Lupin III: The Castle of Cagliostro
An interesting and well respected movie. It's got lots of interesting elements, being perhaps the best Lupin film and marking the maturation of Hayao Miyazaki. But, most importantly, it's a lot of fun.
But first some general information for those unfamiliar with Lupin. This series actually derives from some french novels (and an animation) about a devious gentleman thief. This idea was `borrowed' for anime, albeit not with complete copyright approval, leading to some variation in western titles. Although the anime version is actually the descendant of the original Lupin and is a bit more wild, and physical in his manner. Yet he still has a good heart, and ends up helping people more often than not. Along with his trusted (cough) companions he travels the globe searching for legendary treasures to `borrow'.
The gang are good fun in their own right. There's the suit wearing, laid back Jigen who's a master with every firearm. He seems to be with Lupin as much for the excitement as the financials, and is probably the most loyal (and balanced) companion. Especially when you consider that Goemon, the neo-samurai master swordsman has promised to kill Lupin one day. While the femme-fatale, but also a talented thief in her own right, Fujiko often has strange idea's about the distribution of the spoils. Mind you, Lupins most faithful companion is probably inspector Zenigata of Interpol (or other police organization) who has devoted his life and talents to catching Lupin. Which Lupin seems to regard as an entertaining and friendly rivalry. This could be because Zenigata has a strong sense of justice, and can often be convinced to look aside when Lupin is obviously working for what is `right'.
Be warned though, Lupin material, while having the same source, has been produced by many hands and in many formats. As a result they're highly variable in style and quality.
In this movie we get to join Lupin as he pulls off another daring caper, stealing (literally) a car full of money. Most people would be disappointed when the money turns out to be worthless counterfeit. But, to lupin, that just sounds like a challenge. In time the quest leads them to the source, the tiny (but politically independant) kingdom of Cagliostro. A kingdom firmly under control of the rather evil Count of Cagliostro. Well, almostly firmly, it seems the princess of the previous ruling family (who all died rather tragically) is being bothersome about her upcoming marriage to the count. While her attempt to escape is unsuccessful she certainly attracts Lupin's attention. While he likes money the chance the get involved in such a classic story is simply too much for his cavalier nature to resist. Mind you, it seems Lupin has deeper reasons for becoming involved. Likewise the Count seems to have a hidden desire himself, and given the nature of the man it's unlikely to involve a long and happy marriage to the young princess.
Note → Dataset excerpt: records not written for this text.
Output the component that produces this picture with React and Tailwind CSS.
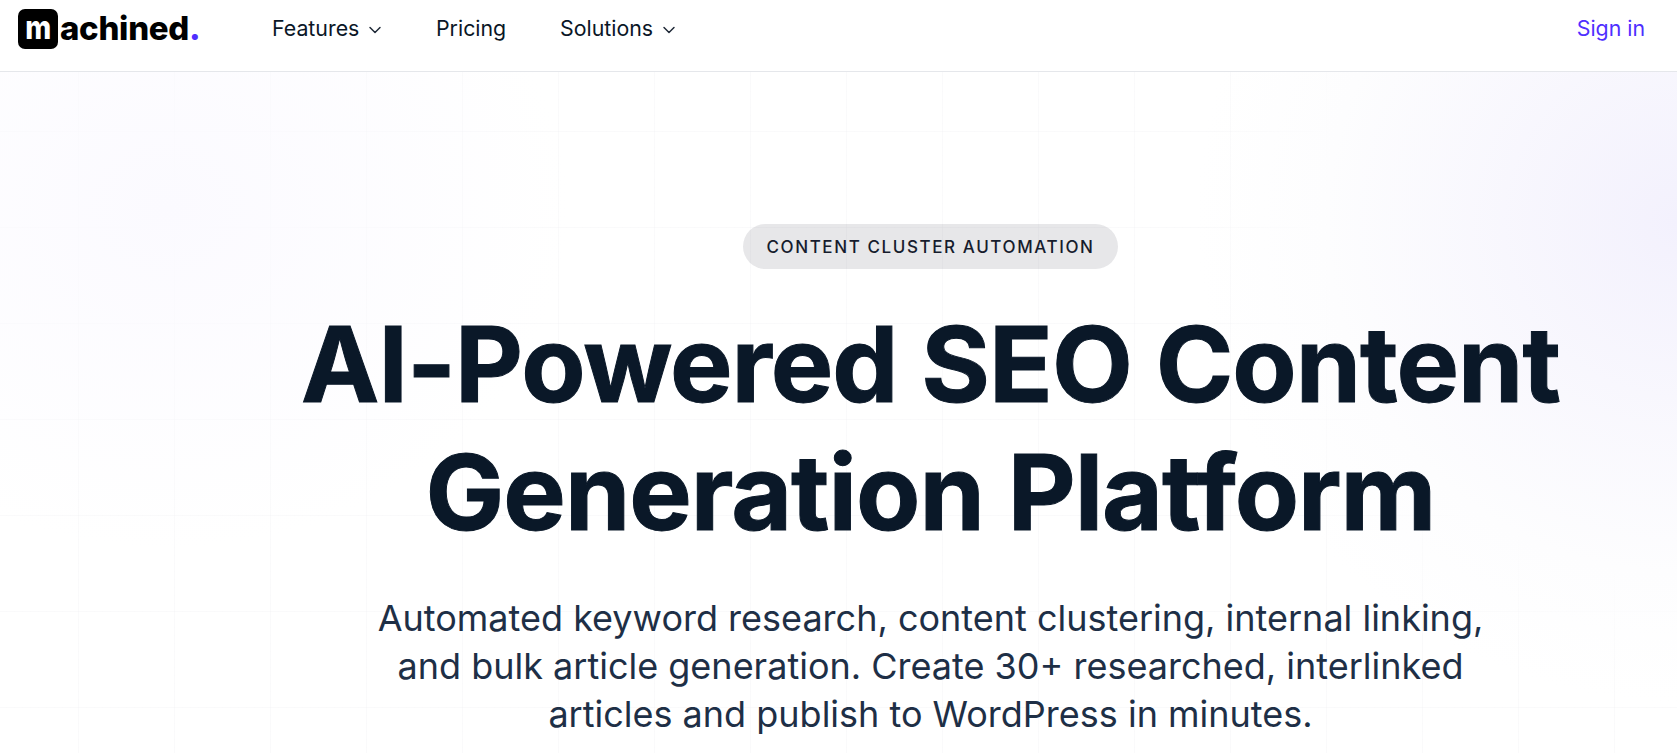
import React from "react";

const Chevron = () => (
  <svg width="20" height="20" viewBox="0 0 24 24" fill="none" stroke="currentColor" strokeWidth="1.75" strokeLinecap="round" strokeLinejoin="round" className="text-[#1f2937] mt-[3px]">
    <path d="m6 9 6 6 6-6" />
  </svg>
);

export default function App() {
  return (
    <div className="h-screen overflow-hidden bg-white font-['Inter',sans-serif] text-[#0a1626]">
      <header className="h-[72px] flex items-start border-b border-[#e5e7eb] pl-[18px] pr-[32px] pt-[9px] bg-white">
        <div className="flex items-center w-[254px] h-[40px]">
          <span className="w-[40px] h-[40px] rounded-[7px] bg-black text-white flex items-center justify-center leading-none pb-[3px]"><span className="text-[33px] font-extrabold scale-x-[0.85]">m</span></span>
          <span className="text-[33px] font-extrabold text-black leading-none tracking-[-0.3px] ml-[2px] pb-[2px]">achined<span className="text-[#4f2fff]">.</span></span>
        </div>
        <nav className="flex items-center text-[21.33px] leading-[28px] flex-1 pt-[5px]">
          <a className="flex items-center gap-[6px] w-[165px]">Features <Chevron /></a>
          <a className="w-[124px] ml-[-1px]">Pricing</a>
          <a className="flex items-center gap-[6px]">Solutions <Chevron /></a>
        </nav>
        <a className="text-[21.33px] leading-[28px] text-[#4f2fff] pt-[5px]">Sign in</a>
      </header>
      <main className="relative h-[681px] overflow-hidden">
        <div className="absolute inset-0 bg-[linear-gradient(to_right,#f5f5f780_1px,transparent_1px),linear-gradient(to_bottom,#f5f5f780_1px,transparent_1px)] bg-[size:96px_96px] bg-[position:78px_59px]" />
        <div className="absolute inset-0 bg-[radial-gradient(circle_at_100%_22%,#f3f1fd_0,#fdfdfe_350px,transparent_480px),radial-gradient(ellipse_400px_340px_at_10%_20%,#fbfaff_0,transparent_100%)]" />
        <div className="relative flex flex-col items-center pl-[184px]">
          <span className="mt-[152px] h-[45px] w-[375px] rounded-full bg-[#18182a]/10 flex items-center justify-center pt-[2px] text-[17px] font-medium tracking-[1.6px] text-[#161c2d]">CONTENT CLUSTER AUTOMATION</span>
          <h1 className="mt-[31px] text-center text-[105px] leading-[128px] font-bold tracking-[-1px] [-webkit-text-stroke:1px_#0a1828] whitespace-nowrap text-[#0a1828]">AI-Powered SEO Content<br />Generation Platform</h1>
          <p className="mt-[38px] text-center text-[36px] leading-[48px] text-[#1e2f46] whitespace-nowrap">Automated keyword research, content clustering, internal linking,<br />and bulk article generation. Create 30+ researched, interlinked<br />articles and publish to WordPress in minutes.</p>
        </div>
      </main>
    </div>
  );
}
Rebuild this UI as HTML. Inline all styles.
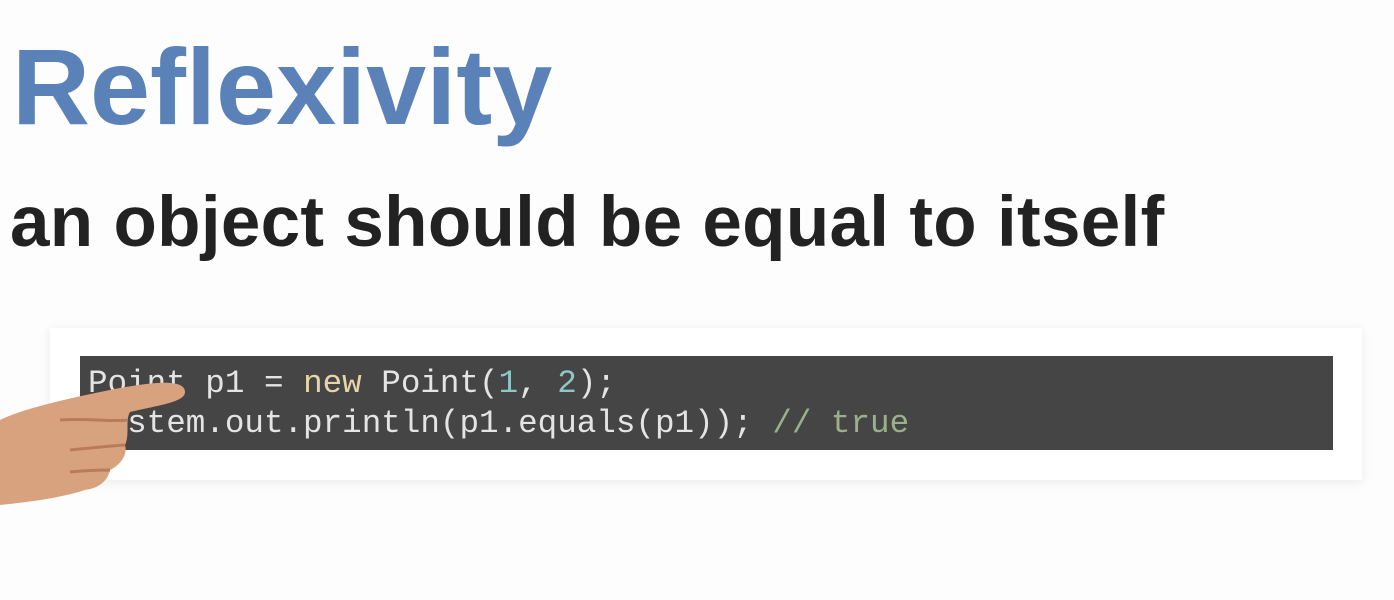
<!DOCTYPE html>
<html><head><meta charset="utf-8"><style>
body{margin:0;width:1394px;height:600px;background:#fdfdfd;position:relative;overflow:hidden;font-family:"Liberation Sans",sans-serif}
.t{position:absolute;left:12px;top:24px;font-size:108px;font-weight:bold;color:#5a82b8;letter-spacing:0}
.s{position:absolute;left:10px;top:182px;font-size:71px;font-weight:bold;color:#222;white-space:nowrap;letter-spacing:0.3px}
.card{position:absolute;left:50px;top:328px;width:1312px;height:152px;background:#fff;box-shadow:0 2px 10px rgba(0,0,0,.08)}
.code{position:absolute;left:80px;top:356px;width:1253px;height:94px;background:#454545;}
pre{margin:0;position:absolute;left:88px;top:364px;font-family:"Liberation Mono",monospace;font-size:32.6px;line-height:40px;color:#e4e4e4}
.k{color:#e6d5a8}.n{color:#8fc6c6}.c{color:#9bb08a}
</style></head><body>
<div class="t">Reflexivity</div>
<div class="s">an object should be equal to itself</div>
<div class="card"></div>
<div class="code"></div>
<pre>Point p1 = <span class="k">new</span> Point(<span class="n">1</span>, <span class="n">2</span>);
System.out.println(p1.equals(p1)); <span class="c">// true</span></pre>
<svg style="position:absolute;left:0;top:380px" width="200" height="130">
<path d="M0 40 C20 30 60 20 110 10 C160 0 185 0 185 12 C185 22 160 25 130 32 C125 40 130 55 125 65 C128 75 120 85 110 90 C108 100 100 108 85 110 C60 118 30 122 0 125 Z" fill="#d9a27f"/>
<path d="M60 40 C90 38 110 42 128 40 M70 70 C90 68 110 66 125 65 M70 92 C90 90 100 90 110 90" stroke="#b87c5a" stroke-width="3" fill="none"/>
</svg>
</body></html>
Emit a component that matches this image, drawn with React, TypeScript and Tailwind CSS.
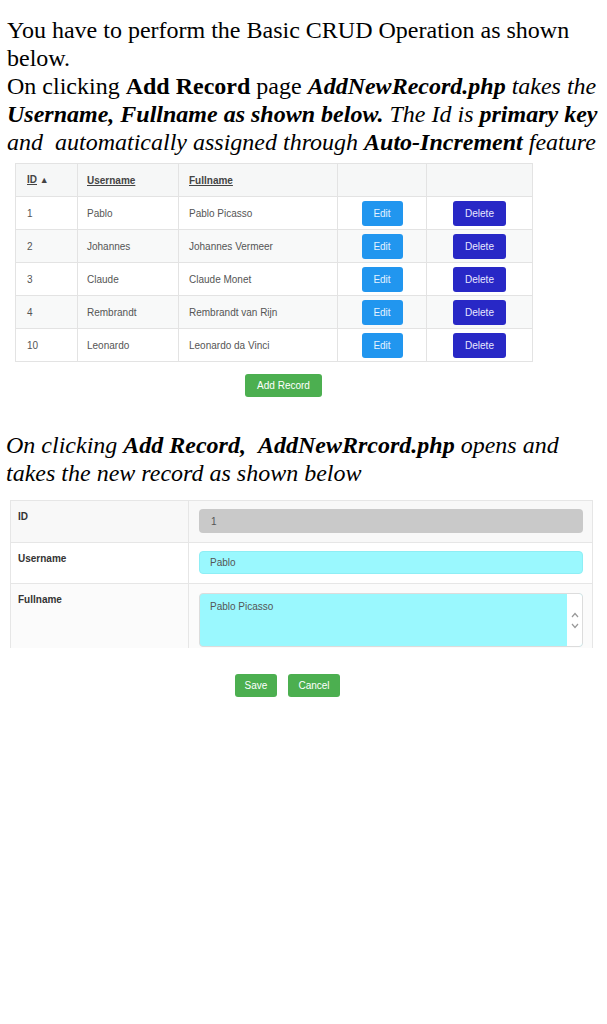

In other words the dial is firmly set on the `adventure' and action end of the dial. While Lupin might be up against the considerable might of the Count and his powerful forces he's got the moves, the gadgets and the allies to put up a sizable opposition to the count's dastardly plans. Although it could be said that the action is more `daredevil' and heroic level, which somewhat detracts from the pure believability. There's some very lucky co-incidences and superhuman moves, generally handled with good humor, required to keep Lupin alive. Mind you, once you adjust to this flavor of Lupin it all flows quite smoothly.
This is not the end of it however. The reason this movie is so good is because of the masterful pacing of the story and the rich sense of character. The story twists and turns delightfully, giving us new insights into the plans of the count, and the basis for Lupins interest, as well as the plight of the princess. There is time for Lupin to try various plans, to win some, to lose some, and to eventually reach a satisfying conclusion. This gives a rich complexity to the experience. And through this are the wonderful characters. All of the characters, although especially Lupin, have a strong sense of individuality and some wonderful lines and interactions. Even for characters who get a low number of lines, such as Fujiko and Goemon, there is a feeling of great complexity. And then there's all sorts of nice hints and nuances, Lupin's `romantic' side, Zenigata's honorable side and the impressive strength of the young princess...all are brought out with an incredibly deft touch. This is a movie you can watch time and time again for the sheer elegance and complexity of character, story and event wonderfully intertwined into a satisfying whole.
Such a strong film can surpass average animation quality...not that it needs too. While actually quite an old film this was clearly done on a cinematic budget by people who paid as much attention to the quality of the animation as they did to the story. The backgrounds and environment are wonderful, richly inventive and lushly detailed. The sense of strong design, the feel of `place' and the introduction of elements before they become important all give clear indication of a carefully crafted movie. The characters, while perhaps a bit stylised, look good and move well, through complex and inventive action sequences that cannot help but entertain. It's cool, it's competent, and it's a lot of fun to watch. I saw the dub, which was actually quite acceptable. The production is by the much derided Carl Macek though, so translation accuracy cannot be assumed. Likewise the music, while energetic and quite enjoyable, may not have been the original.
I've only found one review for this title, but since it's from THEM it is certainly sufficient. Suprise, they loved it. There's now a second review from the Anime Review which recommends it, especially in the new DVD release, as a required element of every collectors library.